The sighs and eye rolling on the opposite side of the House may be reaching epidemic proportions so I feel I should give an example of an income contingent loan payment plan.
Let us say that when a student first graduates he or she does not immediately secure a long term job but settles for a temporary job at $12,000 a year, quite a low salary. The payments on the student loan would be 3 per cent of earnings, or $360 a year. That is just $30 a month, hardly likely to cause hardship.
Let us say that as time passes the student secures a job earning $50,000 a year. The payments could increase to maybe 5 per cent per annum, or $2,500 per year. It is not an excessive amount but enough to get previous student loans paid off fairly quickly.
If the student became unemployed, then payments would be deferred until his or her annual income rose above the preset threshold once again.
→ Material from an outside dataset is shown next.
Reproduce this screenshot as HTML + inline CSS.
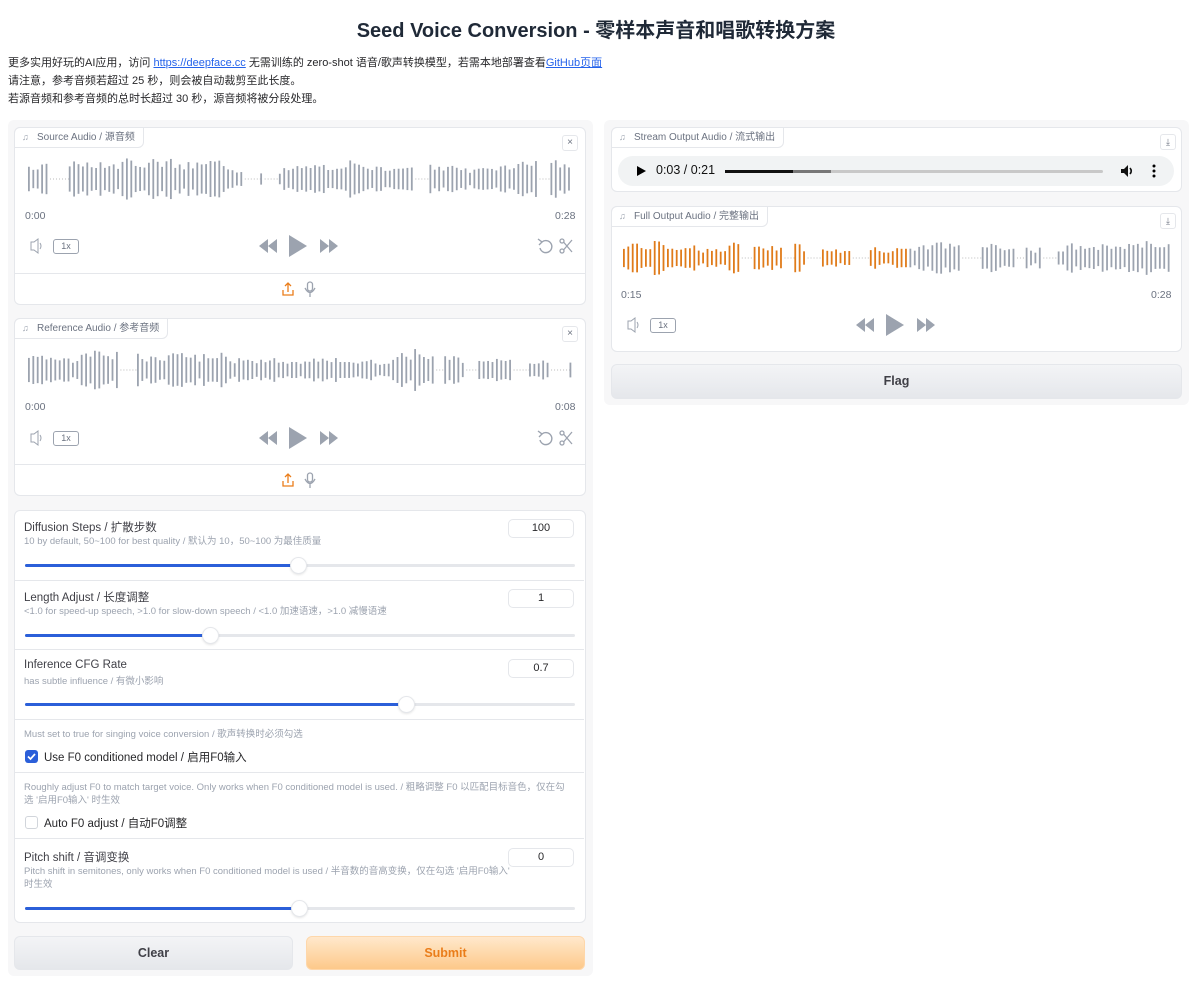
<!DOCTYPE html>
<html><head><meta charset="utf-8">
<style>
*{box-sizing:border-box;margin:0;padding:0}
body{width:1192px;height:989px;background:#fff;font-family:"Liberation Sans","Noto Sans CJK SC",sans-serif;color:#27272a;position:relative;overflow:hidden}
.abs{position:absolute}
h1{position:absolute;top:14px;left:0;width:1192px;text-align:center;font-size:20px;font-weight:600;color:#1f2937}
.intro{position:absolute;left:8px;top:54px;font-size:11px;line-height:18px;color:#27272a}
.intro a{color:#2563eb;text-decoration:underline}
.col{position:absolute;background:#f7f7f8;border-radius:6px}
.blk{position:absolute;background:#fff;border:1px solid #e5e7eb;border-radius:6px}
.tab{position:absolute;left:-1px;top:-1px;height:21px;padding:0 8px 0 22px;border:1px solid #e5e7eb;border-radius:6px 0 6px 0;font-size:10px;line-height:19px;color:#6b7280;background:#fff}
.tab:before{content:"♫";position:absolute;left:7px;font-size:9px;color:#9ca3af}
.xbtn{position:absolute;width:16px;height:16px;border:1px solid #e5e7eb;border-radius:3px;font-size:10px;line-height:14px;text-align:center;color:#6b7280}
.time{position:absolute;font-size:10.5px;color:#6b7280}
.rate{position:absolute;width:26px;height:15px;border:1px solid #9ca3af;border-radius:3px;font-size:9px;line-height:13px;text-align:center;color:#6b7280}
.lbl{position:absolute;left:24px;font-size:11.5px;color:#3f3f46}
.desc{position:absolute;left:24px;font-size:9.5px;color:#9ca3af;line-height:13px}
.num{position:absolute;left:508px;width:66px;height:19px;border:1px solid #e5e7eb;border-radius:5px;font-size:11px;line-height:17px;text-align:center;color:#27272a}
.trk{position:absolute;left:25px;width:550px;height:3px;background:#e5e7eb;border-radius:2px}
.trk i{position:absolute;left:0;top:0;height:3px;background:#2b5fd9;border-radius:2px}
.trk b{position:absolute;top:-7px;width:17px;height:17px;border-radius:50%;background:#fff;border:1px solid #e5e7eb;box-shadow:0 1px 2px rgba(0,0,0,.1)}
.hr{position:absolute;left:15px;width:569px;height:1px;background:#e5e7eb}
.ihr{position:absolute;left:0;width:570px;height:1px;background:#e5e7eb;top:145px}
.btn{position:absolute;border-radius:6px;font-size:12.5px;font-weight:600;text-align:center;line-height:33px}
</style></head><body>
<h1>Seed Voice Conversion - 零样本声音和唱歌转换方案</h1>
<div class="intro">更多实用好玩的AI应用，访问 <a>https://deepface.cc</a> 无需训练的 zero-shot 语音/歌声转换模型，若需本地部署查看<a>GitHub页面</a><br>请注意，参考音频若超过 25 秒，则会被自动裁剪至此长度。<br>若源音频和参考音频的总时长超过 30 秒，源音频将被分段处理。</div>

<div class="col" style="left:8px;top:120px;width:585px;height:856px"></div>
<div class="col" style="left:604px;top:120px;width:585px;height:285px"></div>

<div class="blk" style="left:14px;top:127px;width:572px;height:178px">
 <div class="tab">Source Audio / 源音频</div>
 <div class="xbtn" style="left:547px;top:7px">×</div>
 <svg class="abs wave" data-seed="3" data-col="#9ca3af" style="left:10px;top:28px" width="550" height="46"></svg>
 <div class="time" style="left:10px;top:82px">0:00</div><div class="time" style="left:540px;top:82px">0:28</div>
 <div class="ihr"></div>
</div>
<div class="blk" style="left:14px;top:318px;width:572px;height:178px">
 <div class="tab">Reference Audio / 参考音频</div>
 <div class="xbtn" style="left:547px;top:7px">×</div>
 <svg class="abs wave" data-seed="11" data-col="#9ca3af" style="left:10px;top:28px" width="550" height="46"></svg>
 <div class="time" style="left:10px;top:82px">0:00</div><div class="time" style="left:540px;top:82px">0:08</div>
 <div class="ihr"></div>
</div>

<div class="blk" style="left:611px;top:127px;width:571px;height:65px">
 <div class="tab">Stream Output Audio / 流式输出</div>
 <div class="xbtn" style="left:548px;top:6px;font-size:9px">⤓</div>
 <div class="abs" style="left:6px;top:28px;width:556px;height:30px;background:#f1f3f4;border-radius:15px">
  <svg class="abs" style="left:17px;top:9px" width="12" height="12"><path d="M2 1L11 6L2 11Z" fill="#000"/></svg>
  <div class="abs" style="left:38px;top:7px;font-size:12.5px;color:#111">0:03 / 0:21</div>
  <div class="abs" style="left:107px;top:14px;width:378px;height:3px;background:#c8c8c8;border-radius:2px"><div style="width:106px;height:3px;background:#777"></div><div class="abs" style="left:0;top:0;width:68px;height:3px;background:#111"></div></div>
  <svg class="abs" style="left:502px;top:8px" width="14" height="14"><path d="M1 5H4L8 1V13L4 9H1Z" fill="#111"/><path d="M10 4Q12.5 7 10 10" stroke="#111" stroke-width="1.6" fill="none"/></svg>
  <svg class="abs" style="left:533px;top:8px" width="6" height="14"><circle cx="3" cy="2" r="1.5"/><circle cx="3" cy="7" r="1.5"/><circle cx="3" cy="12" r="1.5"/></svg>
 </div>
</div>
<div class="blk" style="left:611px;top:206px;width:571px;height:146px">
 <div class="tab">Full Output Audio / 完整输出</div>
 <div class="xbtn" style="left:548px;top:6px;font-size:9px">⤓</div>
 <svg class="abs wave" data-seed="7" data-col="#9ca3af" data-prog="0.52" style="left:8px;top:28px" width="552" height="46"></svg>
 <div class="time" style="left:9px;top:82px">0:15</div><div class="time" style="left:539px;top:82px">0:28</div>
</div>
<div class="btn" style="left:611px;top:364px;width:571px;height:35px;background:linear-gradient(#f3f4f6,#e5e7eb);color:#3f3f46;border:1px solid #e5e7eb">Flag</div>

<div class="blk" style="left:14px;top:510px;width:572px;height:413px"></div>
<div class="lbl" style="top:519px">Diffusion Steps / 扩散步数</div>
<div class="desc" style="top:535px">10 by default, 50~100 for best quality / 默认为 10，50~100 为最佳质量</div>
<div class="num" style="top:519px">100</div>
<div class="trk" style="top:564px"><i style="width:273px"></i><b style="left:265px"></b></div>
<div class="hr" style="top:580px"></div>
<div class="lbl" style="top:589px">Length Adjust / 长度调整</div>
<div class="desc" style="top:605px">&lt;1.0 for speed-up speech, &gt;1.0 for slow-down speech / &lt;1.0 加速语速，&gt;1.0 减慢语速</div>
<div class="num" style="top:589px">1</div>
<div class="trk" style="top:634px"><i style="width:185px"></i><b style="left:177px"></b></div>
<div class="hr" style="top:649px"></div>
<div class="lbl" style="top:659px">Inference CFG Rate</div>
<div class="desc" style="top:675px">has subtle influence / 有微小影响</div>
<div class="num" style="top:659px">0.7</div>
<div class="trk" style="top:703px"><i style="width:381px"></i><b style="left:373px"></b></div>
<div class="hr" style="top:719px"></div>
<div class="desc" style="top:728px">Must set to true for singing voice conversion / 歌声转换时必须勾选</div>
<div class="abs" style="left:25px;top:750px;width:13px;height:13px;background:#2b5fd9;border-radius:3px"><svg width="13" height="13" style="position:absolute"><path d="M3 6.5L5.5 9L10 4" stroke="#fff" stroke-width="1.7" fill="none"/></svg></div>
<div class="lbl" style="left:44px;top:749px;color:#27272a">Use F0 conditioned model / 启用F0输入</div>
<div class="hr" style="top:772px"></div>
<div class="desc" style="top:781px;width:550px">Roughly adjust F0 to match target voice. Only works when F0 conditioned model is used. / 粗略调整 F0 以匹配目标音色，仅在勾选 '启用F0输入' 时生效</div>
<div class="abs" style="left:25px;top:816px;width:13px;height:13px;border:1px solid #d1d5db;border-radius:3px;background:#fff"></div>
<div class="lbl" style="left:44px;top:815px;color:#27272a">Auto F0 adjust / 自动F0调整</div>
<div class="hr" style="top:838px"></div>
<div class="lbl" style="top:849px">Pitch shift / 音调变换</div>
<div class="desc" style="top:865px;width:490px">Pitch shift in semitones, only works when F0 conditioned model is used / 半音数的音高变换，仅在勾选 '启用F0输入' 时生效</div>
<div class="num" style="top:848px">0</div>
<div class="trk" style="top:907px"><i style="width:274px"></i><b style="left:266px"></b></div>

<div class="btn" style="left:14px;top:936px;width:279px;height:34px;background:linear-gradient(#f3f4f6,#e5e7eb);color:#3f3f46;border:1px solid #e5e7eb">Clear</div>
<div class="btn" style="left:306px;top:936px;width:279px;height:34px;background:linear-gradient(#ffe8cc,#fdc98a);color:#ea7d1a;border:1px solid #fed7aa">Submit</div>

<svg width="1192" height="989" class="abs" style="left:0;top:0;pointer-events:none" fill="#9ca3af">
<defs>
<g id="ctl">
 <path d="M0 -4H3L7 -7V7L3 4H0Z" fill="none" stroke="#9ca3af" stroke-width="1"/><path d="M9 -3Q11 0 9 3" fill="none" stroke="#9ca3af"/>
</g>
<g id="mid">
 <path d="M0 0L9 -7V7Z M9 0L18 -7V7Z"/>
 <path d="M30 -11L48 0L30 11Z"/>
 <path d="M61 -7L70 0L61 7Z M70 -7L79 0L70 7Z"/>
</g>
<g id="right">
 <path d="M4 -4A6 6 0 1 1 2 2" fill="none" stroke="#9ca3af" stroke-width="1.4"/><path d="M0 -7L4 -4L1 -1" fill="none" stroke="#9ca3af" stroke-width="1.4"/>
 <g transform="translate(22,0)" fill="none" stroke="#9ca3af" stroke-width="1.3"><circle cx="2" cy="-5" r="2"/><circle cx="2" cy="5" r="2"/><path d="M3.5 -4L12 6M3.5 4L12 -6"/></g>
</g>
</defs>
<use href="#ctl" x="31" y="246"/>
<use href="#mid" x="259" y="246"/><use href="#right" x="538" y="246"/>
<use href="#ctl" x="31" y="438"/><use href="#mid" x="259" y="438"/><use href="#right" x="538" y="438"/>
<use href="#ctl" x="628" y="325"/><use href="#mid" x="856" y="325"/>
<g fill="none" stroke-width="1.3">
 <path d="M283 290V295H293V290M288 292V283M285 286L288 283L291 286" stroke="#ea7d1a"/>
 <path d="M283 481V486H293V481M288 483V474M285 477L288 474L291 477" stroke="#ea7d1a"/>
 <g stroke="#9ca3af"><rect x="307.5" y="282" width="5" height="9" rx="2.5"/><path d="M305 288Q310 297 315 288M310 293V297"/></g>
 <g stroke="#9ca3af"><rect x="307.5" y="473" width="5" height="9" rx="2.5"/><path d="M305 479Q310 488 315 479M310 484V488"/></g>
</g>
</svg>
<div class="rate" style="left:53px;top:239px">1x</div>
<div class="rate" style="left:53px;top:431px">1x</div>
<div class="rate" style="left:650px;top:318px">1x</div>

<script>
document.querySelectorAll('svg.wave').forEach(function(s){
 var seed=+s.dataset.seed, w=+s.getAttribute('width'), h=+s.getAttribute('height'), prog=+(s.dataset.prog||0);
 function r(){seed=(seed*9301+49297)%233280;return seed/233280;}
 var out='', mid=h/2, x=3, env=0.7;
 while(x<w-4){
  if(r()<0.05){
   var g=8+r()*12; for(var gx=x;gx<x+g&&gx<w;gx+=3) out+='<rect x="'+gx+'" y="'+(mid-0.5)+'" width="1" height="1" fill="#bbb"/>'; x+=g; continue;}
  env=Math.min(1,Math.max(0.45,env+(r()-0.5)*0.35));
  var bh=Math.max(6,(h-4)*env*(0.55+r()*0.45));
  var c=(prog&&x<w*prog)?'#e07b1a':s.dataset.col;
  out+='<rect x="'+x+'" y="'+(mid-bh/2)+'" width="1.8" height="'+bh+'" fill="'+c+'"/>';
  x+=4.4;
 }
 s.innerHTML=out;
});
</script>
</body></html>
Many students who oppose the ICR program do so because they do not like the idea that responsibility for loans should be more firmly placed upon individual students. They feel that society should pay the full shot. Unfortunately the reality is that the money is not available and unless we introduce programs like income contingent loans, there will be a continuing deterioration in funding levels for higher education.
I might suggest that if the government wants to free up a little more money it would be well advised to take note of an item sent to me by Evelyn Leeburn of North Vancouver. It is a newspaper clipping which reads: "Two Clayoquot protesters themselves facing contempt charges have won a $16,000 Canada Council grant to do a documentary on women at the anti-logging blockades". What sort of nonsense is this? This money would be much better spent on higher education.
In summary, I would like to say that Bill C-28 does improve the present situation, even though it fails to show strong and decisive leadership in terms of ICR loans. I give the government credit for including clause 15, part (o) of the regulations, which provides for some experimentation with ICR. We in Reform hope that this will lead to a much larger scale ICR program in due course.